Teaching Outside the Wheelhouse

Classes start this week, probably a week or two later than most. Like Nora, I am thinking about teaching resolutions for the semester. Along with the first half of the US survey, I will be teaching a Western Civilization course covering the Ancient World through the Renaissance. A lot of us teach fields outside United States history, and I expect it will be continue to be more and more common for Americanists to teach classes with a more global edge. While I’ve taken a lot of coursework in non-US subjects, this will be my first time teaching college students outside my US wheelhouse.

I alternate between excitement over trying something new to panic over the time commitment of another prep. The truth is that we Americanists that teach survey have it easier than our comrades teaching an equivalent survey of East Asia, Europe, Latin America or basically anything else.

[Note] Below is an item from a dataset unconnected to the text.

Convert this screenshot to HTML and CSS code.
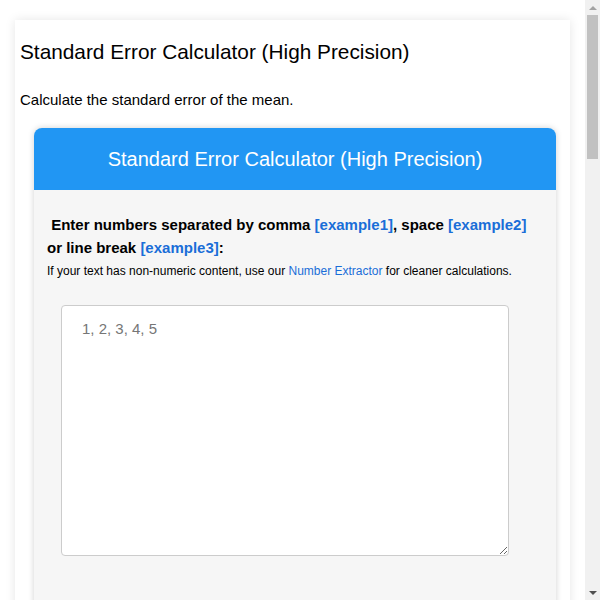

As most non-Americanist scholars seem oh so willing to remind us, we only have to cover one country’s history for a time frame of a few centuries (and usually we get to break that up into two semesters). This week while planning out my syllabus for the Western Civ, I realized that I might not know how to cram a century of history into one lesson. Like others of this blog, I often have doubts about the merits of a survey, especially when coverage becomes an end in itself, rushing through subjects with the hope of getting to an end point like the Civil War before the semester ends.

Can teaching another subject help one become a better teacher of US history? I am trying to keep both the US and Western survey based around similar themes. The content may be radically different, but slavery, cities, and mobility are three themes that fit well whether one is discussing antebellum America or Periclean Athens. As a student I’ve found some of the historians who give me the biggest insights about slavery for the US are ones like Moses Finley who are marginally interested in American history at all. Hopefully this type of crosspollination can happen with teaching as well.

Already planning for the Western Civ survey has made realize how much I give certain sources the short shrift in my US course. For my Western Civ lectures I am incorporating as many images of art as possible. I’ve used political cartoons a lot in the US survey, but not much else in terms of visual art. I need to change that. The same goes for music. I plan to spend a good chunk of one lesson on the development of polyphony through the medieval period. There is no reason I couldn’t also play samples of music in the American survey. These are realizations that others will have had a long time ago; using visual culture is hardly a new concept in the teaching of United States history, but honestly it has taken planning for another survey to realize how much I favor certain types of sources and lessons in my teaching.

Am I wrong that more and more Americanists are teaching classes that aren’t US related? Has teaching something else changed the way you teach US history?